Table 1 shows a luminance and residual state of the pigment and the phosphor particle. The luminance is normalized assuming that the luminance obtained in Example 1 is 100.
TABLE 1______________________________________ Residual of Residual of phosphor particle pigment Luminance______________________________________Example 1 none none 100Comparative present present 95Example 1Comparative almost none present 96Example 2Comparative almost none present 97Example 3______________________________________
A color tube was manufactured following the same procedures as in Example 1 except that alumina particles having an average particle size of 8 to 15 nm were used in place of the silica particles. The result was similar to that of Example 1. That is, neither pigment nor phosphor residual were found, and the luminance was 100.

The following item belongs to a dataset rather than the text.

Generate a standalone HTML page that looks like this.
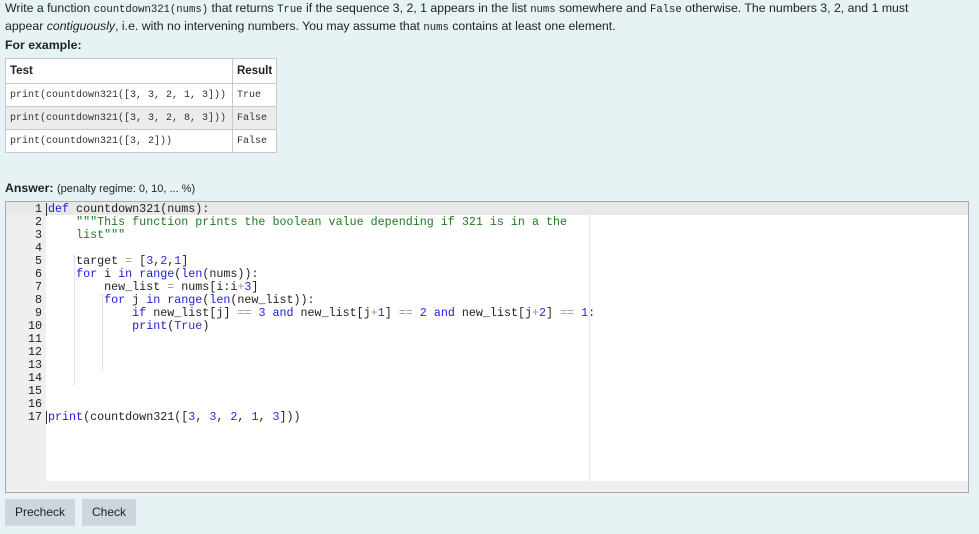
<!DOCTYPE html>
<html><head><style>
body{margin:0;background:#e7f2f5;font-family:"Liberation Sans",sans-serif;font-size:12.3px;color:#1d2125;width:979px;height:534px;overflow:hidden;position:relative}
.a{position:absolute}
code{font-family:"Liberation Mono",monospace;font-size:10.6px}
table{border-collapse:collapse;position:absolute;left:5px;top:58px}
td{border:1px solid #c8c8c8;height:22px;padding:0 4px;font-family:"Liberation Mono",monospace;font-size:10px;color:#333;background:#fff}
tr.h td{font-family:"Liberation Sans",sans-serif;font-weight:bold;font-size:11.5px;height:24px;color:#1d2125}
tr.g td{background:#ececec}
.ed{left:5px;top:201px;width:962px;height:290px;border:1px solid #aaa;background:#fff}
.gut{left:0;top:0;width:40px;height:290px;background:#efefef}
.ln{font-family:"Liberation Mono",monospace;font-size:11.7px;line-height:13px;white-space:pre}
.k{color:#1c1cd8}.s{color:#227a22}.n{color:#2a2ad8}.o{color:#999}
.btn{background:#ced5dc;font-size:12px;height:27px;line-height:27px;text-align:center;top:499px}
</style></head><body>
<div class="a" style="left:5px;top:0;line-height:16px;width:912px">Write a function <code>countdown321(nums)</code> that returns <code>True</code> if the sequence 3, 2, 1 appears in the list <code>nums</code> somewhere and <code>False</code> otherwise. The numbers 3, 2, and 1 must appear <i>contiguously</i>, i.e. with no intervening numbers. You may assume that <code>nums</code> contains at least one element.</div>
<div class="a" style="left:5px;top:38px;font-weight:bold">For example:</div>
<table>
<tr class="h"><td style="width:218px">Test</td><td style="width:34px">Result</td></tr>
<tr><td>print(countdown321([3, 3, 2, 1, 3]))</td><td>True</td></tr>
<tr class="g"><td>print(countdown321([3, 3, 2, 8, 3]))</td><td>False</td></tr>
<tr><td>print(countdown321([3, 2]))</td><td>False</td></tr>
</table>
<div class="a" style="left:5px;top:181px"><b>Answer:</b> <span style="font-size:11px">(penalty regime: 0, 10, ... %)</span></div>
<div class="a ed">
<div class="a gut"></div>
<div class="a" style="left:0;top:0;width:962px;height:13px;background:#e8e8e8"></div>
<div class="a" style="left:0;top:279px;width:962px;height:11px;background:#efefef"></div>
<div class="a" style="left:583px;top:0;width:1px;height:279px;background:#e4e4e4"></div>
<div class="a" style="left:40px;top:1px;width:1px;height:13px;background:#333"></div>
<div class="a" style="left:68px;top:53px;width:0;height:130px;border-left:1px dotted #ccc"></div>
<div class="a" style="left:96px;top:92px;width:0;height:78px;border-left:1px dotted #ccc"></div>
<div class="a ln" style="left:0;top:1px;width:36px;text-align:right;color:#222">1
2
3
4
5
6
7
8
9
10
11
12
13
14
15
16
17</div>
<div class="a ln" style="left:42px;top:1px;color:#222"><span class="k">def</span> countdown321(nums):
    <span class="s">"""This function prints the boolean value depending if 321 is in a the
    list"""</span>

    target <span class="o">=</span> [<span class="n">3</span>,<span class="n">2</span>,<span class="n">1</span>]
    <span class="k">for</span> i <span class="k">in</span> <span class="k">range</span>(<span class="k">len</span>(nums)):
        new_list <span class="o">=</span> nums[i:i<span class="o">+</span><span class="n">3</span>]
        <span class="k">for</span> j <span class="k">in</span> <span class="k">range</span>(<span class="k">len</span>(new_list)):
            <span class="k">if</span> new_list[j] <span class="o">==</span> <span class="n">3</span> <span class="k">and</span> new_list[j<span class="o">+</span><span class="n">1</span>] <span class="o">==</span> <span class="n">2</span> <span class="k">and</span> new_list[j<span class="o">+</span><span class="n">2</span>] <span class="o">==</span> <span class="n">1</span>:
            <span class="k">print</span>(<span class="n">True</span>)






<span class="k">print</span>(countdown321([<span class="n">3</span>, <span class="n">3</span>, <span class="n">2</span>, <span class="n">1</span>, <span class="n">3</span>]))</div>
<div class="a" style="left:40px;top:209px;width:1px;height:13px;background:#333"></div>
</div>
<div class="a btn" style="left:5px;width:70px">Precheck</div>
<div class="a btn" style="left:82px;width:54px">Check</div>
</body></html>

Color tubes were manufactured following the same procedures as in Example 1 except that 50 ppm of Al3+ (mixed as Al(NO3)3), Mg2+ (mixed as Mg(NO3)2), Zn2+ (mixed as Zn(NO3)2), Fe2+ (mixed as FeCl2), and Fe3+ (mixed as Fe(NO3)3) were used in place of Ca2+, respectively. The same result as in Example 1 was obtained in each example.
Color tubes were manufactured following the same procedures as in Example 1 except that the concentrations of silica particles were set to be 0.1 wt % and 10 wt %, respectively. The same result as in Example 1 was obtained.
A color tube was manufactured following the same procedures as in Example 1 except that the particle size of silica particles is set to be 4 to 6 nm. As a result, although neither pigment nor phosphor residual was found, the luminance was 99.